1. For you to lovingly caress them regularly, without being asked. A simple one-handed shoulder rub works.

2. For you not to withhold physical affection, even when you’re in a fight.

3. To hold hands when you’re walking in public.

4. A hug and kiss when coming home or leaving for the day.

5. Back rubs, when you feel like showing them how much they mean to you.

If their love language is ‘Acts of Service’

1. For you to understand words might not be their thing, and feel just as loved an appreciated when they fill your car up with gas as you would if they wrote you a mushy poem.

2. For you to figure out what chores they love doing, because they love making your life easier — and which chores they hate doing, so you can make their life easier.

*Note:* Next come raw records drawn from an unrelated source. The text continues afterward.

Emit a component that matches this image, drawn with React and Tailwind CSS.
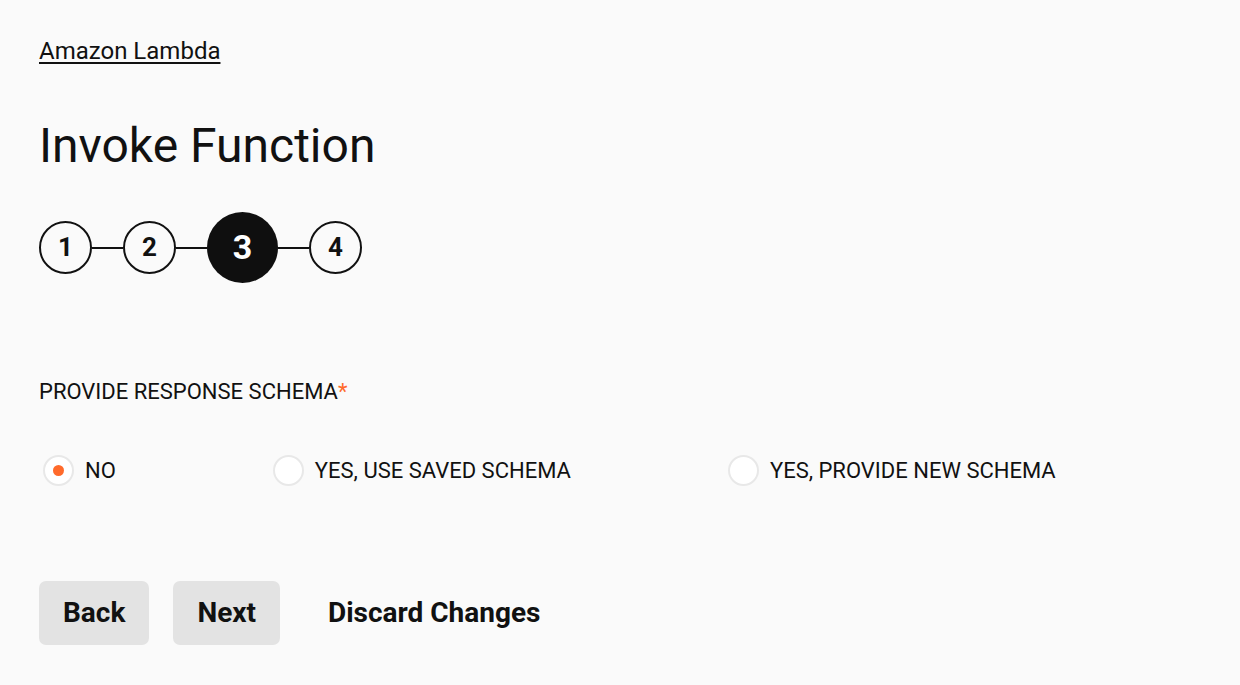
export default function App() {
  const steps = [1, 2, 3, 4];
  const current = 3;

  return (
    <div className="min-h-[685px] bg-[#fafafa] text-[#111] px-[39px] pt-[36px]" style={{ fontFamily: 'Roboto, "Noto Sans", sans-serif' }}>
      <a href="#" className="block w-fit text-[24px] leading-[30px] underline underline-offset-[3px] decoration-[1.5px]">
        Amazon Lambda
      </a>

      <h1 className="mt-[52px] text-[48px] leading-[56px] font-normal">Invoke Function</h1>

      {/* stepper */}
      <div className="mt-[38px] flex items-center">
        {steps.map((n, i) => (
          <div key={n} className="flex items-center">
            {i > 0 && <div className="w-[31px] h-[2px] bg-[#111]" />}
            {n === current ? (
              <div className="w-[71px] h-[71px] rounded-full bg-[#0f0f0f] text-white flex items-center justify-center text-[34px] font-bold">
                {n}
              </div>
            ) : (
              <div className="w-[53px] h-[53px] rounded-full border-2 border-[#111] flex items-center justify-center text-[26px] font-bold">
                {n}
              </div>
            )}
          </div>
        ))}
      </div>

      <div className="mt-[96px] text-[22px] leading-[26px] uppercase">
        Provide Response Schema<span className="text-[#ff6a2b]">*</span>
      </div>

      {/* radios */}
      <div className="mt-[49px] flex items-center pl-[4px] gap-[157px]">
        {['No', 'Yes, use saved schema', 'Yes, provide new schema'].map((label, i) => (
          <label key={label} className="flex items-center gap-[11px] text-[22px] uppercase">
            <span className="w-[31px] h-[31px] rounded-full border-2 border-[#e8e8e8] bg-white flex items-center justify-center">
              {i === 0 && <span className="w-[11px] h-[11px] rounded-full bg-[#ff6a2b]" />}
            </span>
            {label}
          </label>
        ))}
      </div>

      {/* actions */}
      <div className="mt-[94px] flex items-center gap-[24px]">
        <button className="h-[64px] px-[24px] rounded-[7px] bg-[#e3e3e3] text-[28px] font-bold">Back</button>
        <button className="h-[64px] px-[24px] rounded-[7px] bg-[#e3e3e3] text-[28px] font-bold">Next</button>
        <button className="h-[64px] px-[24px] text-[28px] font-bold">Discard Changes</button>
      </div>
    </div>
  );
}
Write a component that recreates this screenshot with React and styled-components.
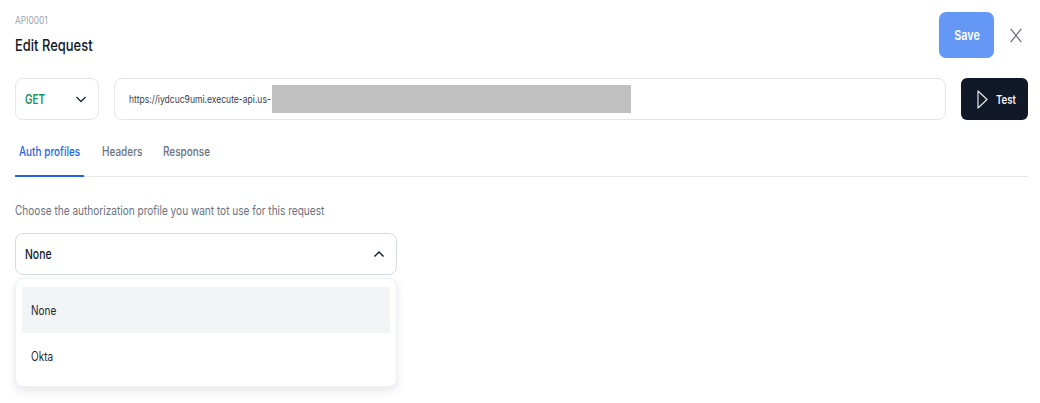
import React from "react";
import styled, { createGlobalStyle } from "styled-components";

const GlobalStyle = createGlobalStyle`
  html, body {
    margin: 0;
    background: #fff;
    font-family: "Inter", "Liberation Sans", sans-serif;
  }
  * { box-sizing: border-box; }
`;

const Chevron = ({ up }) => (
  <svg width="14" height="14" viewBox="0 0 14 14" fill="none" stroke={up ? "#111827" : "#1f2937"} strokeWidth="1.4">
    <path d={up ? "M2.5 9.5 7 5l4.5 4.5" : "M2.5 5 7 9.5 11.5 5"} />
  </svg>
);

const App = () => {
  return (
    <Page>
      <GlobalStyle />
      <Header>
        <div>
          <Code><Narrow>API0001</Narrow></Code>
          <Title><Narrow>Edit Request</Narrow></Title>
        </div>
        <HeaderActions>
          <SaveButton><Narrow $center>Save</Narrow></SaveButton>
          <CloseIcon width="12" height="15" viewBox="0 0 12 15" fill="none" stroke="#6b7280" strokeWidth="1.3">
            <path d="M.7 .8l10.6 13.4M11.3 .8 .7 14.2" />
          </CloseIcon>
        </HeaderActions>
      </Header>

      <RequestRow>
        <MethodSelect>
          <Method><Narrow>GET</Narrow></Method>
          <Chevron />
        </MethodSelect>
        <UrlField>
          <UrlText><Narrow>https://iydcuc9umi.execute-api.us-</Narrow></UrlText>
          <Redacted />
        </UrlField>
        <TestButton>
          <svg width="11" height="19" viewBox="0 0 11 19" fill="none" stroke="#e5e7eb" strokeWidth="1.2" strokeLinejoin="round">
            <path d="M1 1v17L10 9.5z" />
          </svg>
          <Narrow>Test</Narrow>
        </TestButton>
      </RequestRow>

      <TabBar>
        <TabItem $active $width={69}><Narrow>Auth profiles</Narrow></TabItem>
        <TabItem $width={46}><Narrow>Headers</Narrow></TabItem>
        <TabItem $width={53}><Narrow>Response</Narrow></TabItem>
      </TabBar>

      <Hint><Narrow>Choose the authorization profile you want tot use for this request</Narrow></Hint>

      <ProfileSelect>
        <ProfileValue><Narrow>None</Narrow></ProfileValue>
        <Chevron up />
      </ProfileSelect>
      <Menu>
        <MenuItem $selected><Narrow>None</Narrow></MenuItem>
        <MenuItem><Narrow>Okta</Narrow></MenuItem>
      </Menu>
    </Page>
  );
};

export default App;

// the whole reference is squeezed sideways, so its text runs narrow
const Narrow = styled.span`
  display: inline-block;
  white-space: nowrap;
  transform: scaleX(0.8);
  transform-origin: ${({ $center }) => ($center ? "center" : "left")} center;
`;

const Page = styled.div`
  width: 1040px;
  height: 403px;
  overflow: hidden;
  padding: 12px 12px 0 15px;
`;

const Header = styled.div`
  display: flex;
  justify-content: space-between;
  height: 46px;
`;

const Code = styled.div`
  margin-top: 3px;
  font-size: 10.5px;
  line-height: 12px;
  color: #9ca3af;
`;

const Title = styled.div`
  margin-top: 8px;
  font-size: 16.2px;
  line-height: 20px;
  font-weight: 500;
  color: #111827;
`;

const HeaderActions = styled.div`
  display: flex;
  align-items: center;
  gap: 16px;
`;

const SaveButton = styled.button`
  width: 55px;
  height: 46px;
  border: 0;
  border-radius: 7px;
  padding: 0;
  background: #6497f6;
  color: #fff;
  font: 600 13.5px "Inter", sans-serif;
`;

const CloseIcon = styled.svg`
  margin-right: 6px;
`;

const RequestRow = styled.div`
  display: flex;
  gap: 15px;
  margin-top: 20px;
  height: 42px;
`;

const MethodSelect = styled.div`
  display: flex;
  align-items: center;
  justify-content: space-between;
  width: 84px;
  padding: 0 10px 0 9px;
  border: 1px solid #e2e5eb;
  border-radius: 8px;
`;

const Method = styled.span`
  font-size: 12.5px;
  font-weight: 600;
  color: #16935f;
`;

const UrlField = styled.div`
  flex: 1;
  display: flex;
  align-items: center;
  padding-left: 14px;
  border: 1px solid #e2e5eb;
  border-radius: 8px;
`;

const UrlText = styled.span`
  width: 143px;
  font-size: 10.7px;
  color: #374151;
`;

const Redacted = styled.div`
  width: 359px;
  height: 28px;
  background: #c0c0c0;
`;

const TestButton = styled.button`
  display: flex;
  align-items: center;
  gap: 8px;
  width: 67px;
  border: 0;
  border-radius: 6px;
  padding: 0 0 0 16px;
  background: #111827;
  color: #f3f4f6;
  font: 600 12px "Inter", sans-serif;
`;

const TabBar = styled.div`
  display: flex;
  gap: 15px;
  height: 57px;
  border-bottom: 1px solid #e5e7eb;
`;

const TabItem = styled.div`
  width: ${({ $width }) => $width}px;
  height: 57px;
  padding: 24px 0 0 ${({ $active }) => ($active ? "4px" : "3px")};
  font-size: 12.5px;
  line-height: 16px;
  font-weight: 500;
  color: ${({ $active }) => ($active ? "#2563eb" : "#6b7280")};
  border-bottom: ${({ $active }) => ($active ? "2px solid #2563eb" : "0")};
`;

const Hint = styled.div`
  margin-top: 26px;
  font-size: 12.6px;
  line-height: 16px;
  color: #6b7280;
`;

const ProfileSelect = styled.div`
  display: flex;
  align-items: center;
  justify-content: space-between;
  width: 382px;
  height: 42px;
  margin-top: 14px;
  padding: 0 10px 0 9px;
  border: 1px solid #d5d9e2;
  border-radius: 8px;
`;

const ProfileValue = styled.span`
  font-size: 13px;
  font-weight: 500;
  color: #111827;
`;

const Menu = styled.div`
  width: 382px;
  height: 109px;
  margin-top: 3px;
  padding: 8px 6px 0;
  border-radius: 8px;
  border: 1px solid #f0f1f4;
  background: #fff;
  box-shadow: 0 4px 10px rgba(17, 24, 39, 0.1);
`;

const MenuItem = styled.div`
  display: flex;
  align-items: center;
  height: 46px;
  padding-left: 9px;
  font-size: 12.5px;
  color: #1f2937;
  background: ${({ $selected }) => ($selected ? "#f3f4f6" : "transparent")};
`;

3. Acknowledgement and gratitude, when they do something for you.

4. A warm glass of hot chocolate/a cold cup of lemonade if they’re doing something outside on a hot/cold way.

5. A foot rub later, if they’ve been on their feet for you.

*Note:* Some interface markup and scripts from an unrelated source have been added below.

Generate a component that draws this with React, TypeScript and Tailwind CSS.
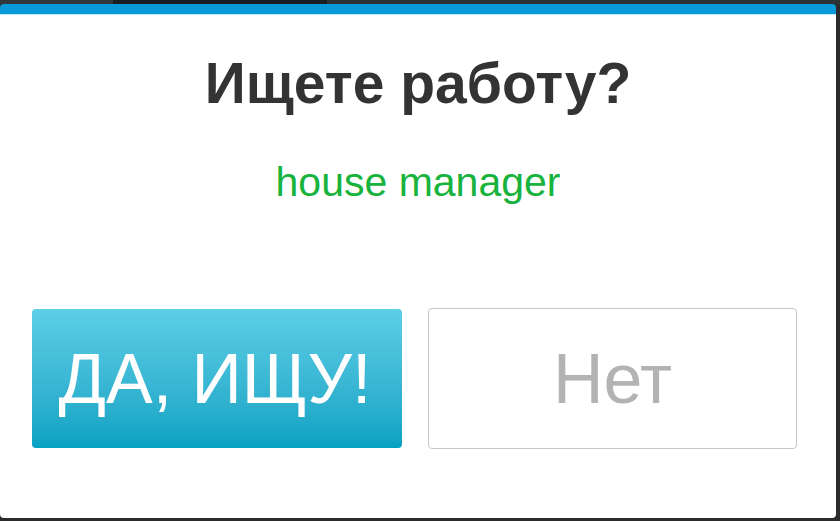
import React from 'react';

const font = { fontFamily: '"Liberation Sans", Arial, sans-serif' };

export default function App() {
  return (
    <div className="w-[840px] h-[521px] bg-[#2b2b2b] overflow-hidden" style={font}>
      {/* top strip of the page behind the dialog */}
      <div className="flex h-[4px]">
        <div className="w-[113px] bg-[#33363a]" />
        <div className="w-[214px] bg-[#1a1e24]" />
        <div className="flex-1 bg-[#2e3134]" />
      </div>

      {/* dialog */}
      <div className="w-[836px] h-[514px] bg-white border-t-[10px] border-[#0a9ad9] rounded-[4px] flex flex-col items-center">
        <div className="h-px w-full bg-[#bfeaf8]" />
        <h1 className="mt-[40px] text-[57px] leading-none font-bold text-[#333333] text-center">
          Ищете работу?
        </h1>
        <p className="mt-[50px] text-[41px] leading-none text-[#17b33d] text-center">
          house manager
        </p>

        <div className="mt-[106px] self-start ml-[32px] flex gap-[26px]">
          <button className="w-[370px] h-[139px] pr-[4px] rounded-[4px] bg-gradient-to-b from-[#5ccfe7] to-[#04a2c3] flex items-center justify-center text-white text-[70px] leading-none">
            ДА, ИЩУ!
          </button>
          <button className="w-[369px] h-[141px] -mt-px rounded-[4px] border border-[#c8c8c8] bg-white flex items-center justify-center text-[#b3b3b3] text-[70px] leading-none">
            Нет
          </button>
        </div>
      </div>
    </div>
  );
}
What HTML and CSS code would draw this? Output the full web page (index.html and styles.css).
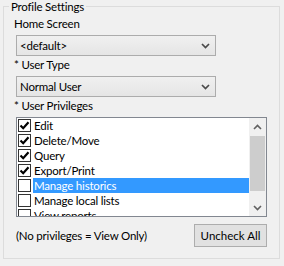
FILE: index.html
```html
<!DOCTYPE html>
<html lang="en">
<head>
  <meta charset="UTF-8" />
  <title>Profile Settings</title>
  <link rel="stylesheet" href="styles.css">
</head>
<body>
  <fieldset class="group">
    <legend>Profile Settings</legend>

    <div class="label">Home Screen</div>
    <div class="combo">
      <span>&lt;default&gt;</span>
      <svg width="9" height="6" viewBox="0 0 9 6"><path d="M1 1 L4.5 4.5 L8 1" fill="none" stroke="#4a4a4a" stroke-width="1.7"/></svg>
    </div>

    <div class="label">* User Type</div>
    <div class="combo">
      <span>Normal User</span>
      <svg width="9" height="6" viewBox="0 0 9 6"><path d="M1 1 L4.5 4.5 L8 1" fill="none" stroke="#4a4a4a" stroke-width="1.7"/></svg>
    </div>

    <div class="label">* User Privileges</div>
    <div class="listbox">
      <ul class="items">
        <li class="item"><span class="check on"><svg width="11" height="11" viewBox="0 0 11 11"><path d="M1.5 5.5 L4.2 8.2 L9.5 2.2" fill="none" stroke="#000" stroke-width="2.2"/></svg></span><span class="text">Edit</span></li>
        <li class="item"><span class="check on"><svg width="11" height="11" viewBox="0 0 11 11"><path d="M1.5 5.5 L4.2 8.2 L9.5 2.2" fill="none" stroke="#000" stroke-width="2.2"/></svg></span><span class="text">Delete/Move</span></li>
        <li class="item"><span class="check on"><svg width="11" height="11" viewBox="0 0 11 11"><path d="M1.5 5.5 L4.2 8.2 L9.5 2.2" fill="none" stroke="#000" stroke-width="2.2"/></svg></span><span class="text">Query</span></li>
        <li class="item"><span class="check on"><svg width="11" height="11" viewBox="0 0 11 11"><path d="M1.5 5.5 L4.2 8.2 L9.5 2.2" fill="none" stroke="#000" stroke-width="2.2"/></svg></span><span class="text">Export/Print</span></li>
        <li class="item selected"><span class="check"></span><span class="text">Manage historics</span></li>
        <li class="item"><span class="check"></span><span class="text">Manage local lists</span></li>
        <li class="item"><span class="check"></span><span class="text">View reports</span></li>
      </ul>
      <div class="scrollbar">
        <div class="arrow"><svg width="9" height="6" viewBox="0 0 9 6"><path d="M1 5 L4.5 1.5 L8 5" fill="none" stroke="#606060" stroke-width="1.6"/></svg></div>
        <div class="track"><div class="thumb"></div></div>
        <div class="arrow"><svg width="9" height="6" viewBox="0 0 9 6"><path d="M1 1 L4.5 4.5 L8 1" fill="none" stroke="#606060" stroke-width="1.6"/></svg></div>
      </div>
    </div>

    <div class="footer">
      <span>(No privileges = View Only)</span>
      <button>Uncheck All</button>
    </div>
  </fieldset>
</body>
</html>
```

FILE: styles.css
```css
body {
  margin: 0;
  background-color: #f0f0f0;
  font-family: Lato, "Liberation Sans", sans-serif;
  font-size: 11.5px;
  letter-spacing: -0.2px;
  color: #000;
}

.group {
  margin: 0 4px 0 3px;
  padding: 3px 0 11px 10px;
  border: 1px solid #dcdcdc;
}

.group legend {
  line-height: 13px;
  padding: 0 2px;
  margin-left: -5px;
}

.label {
  line-height: 16px;
}

.combo {
  box-sizing: border-box;
  width: 200px;
  height: 21px;
  margin: 3px 0 1px 2px;
  padding: 0 5px 0 3px;
  border: 1px solid #acacac;
  background: linear-gradient(#f0f0f0, #e5e5e5);
  display: flex;
  align-items: center;
  justify-content: space-between;
}

.listbox {
  box-sizing: border-box;
  width: 251px;
  height: 100px;
  margin: 3px 0 0 2px;
  border: 1px solid #828790;
  background-color: #fff;
  display: flex;
  overflow: hidden;
}

.items {
  flex: 1;
  list-style: none;
  margin: 0;
  padding: 0;
}

.item {
  height: 15px;
  display: flex;
  align-items: center;
}

.check {
  box-sizing: border-box;
  width: 13px;
  height: 13px;
  margin: 0 2px 0 1px;
  border: 1px solid #333;
  background-color: #fff;
  display: flex;
  align-items: center;
  justify-content: center;
}

.text {
  flex: 1;
  height: 15px;
  line-height: 15px;
  padding-left: 1px;
  white-space: nowrap;
}

.item.selected .text {
  background-color: #3399ff;
  color: #fff;
}

.scrollbar {
  width: 17px;
  background-color: #f0f0f0;
  display: flex;
  flex-direction: column;
}

.arrow {
  height: 17px;
  display: flex;
  align-items: center;
  justify-content: center;
}

.track {
  flex: 1;
  padding-top: 1px;
}

.thumb {
  height: 55px;
  margin: 0 1px;
  background-color: #cdcdcd;
}

.footer {
  width: 251px;
  margin: 7px 0 0 2px;
  display: flex;
  align-items: center;
  justify-content: space-between;
}

.footer button {
  width: 73px;
  height: 23px;
  padding: 0;
  border: 1px solid #adadad;
  background-color: #e1e1e1;
  font: inherit;
  color: #000;
}
```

If their love language is ‘Words of Affirmation’

1. For you to say “I love you”, often.

2. For you to put your thoughts and feelings into words, even if they aren’t necessarily beautiful words. As long as they are genuine and come from you, they will be greatly appreciated.

3. A card more than a gift, with a nice note inside, even if it’s short.

4. A text message that says “I miss you” when you’re apart for longer than usual.

5. For you to tell them that they are beautiful, smart, talented, adept — whatever they actually are. Out loud, in your own words.

If their love language is ‘Quality Time’

1. For you to spend time with them regularly without anyone else around, and for the sole purpose of being together, not to complete some other task.

2. For you to not be on your phone while they are talking to you, at least most of the time.

3. For you to plan dates.

4. For you to stop what you’re doing when they come home and ask them about their day. And then listen.

5. For you to initiate time together.

If their love language is ‘Receiving Gifts’

1. For you to spend thoughtful time selecting gifts for them for gift-giving occasions like birthdays and Christmas, and for the gifts you choose to be reflective of their personality and needs.

2. For you to appreciate the gifts they give you. Even if they are only physical objects, they’re reflections of the love your partner has for you.

3. For you to display the gifts they give you, if appropriate, so they can see you treasuring their love.

4. Occasional trinkets just because.

5. For you to respect their love language as just as meaningful as the others, even if we commonly understand material things are less valuable than loving words and experiences. They’re treasuring a physical reminder of these same things.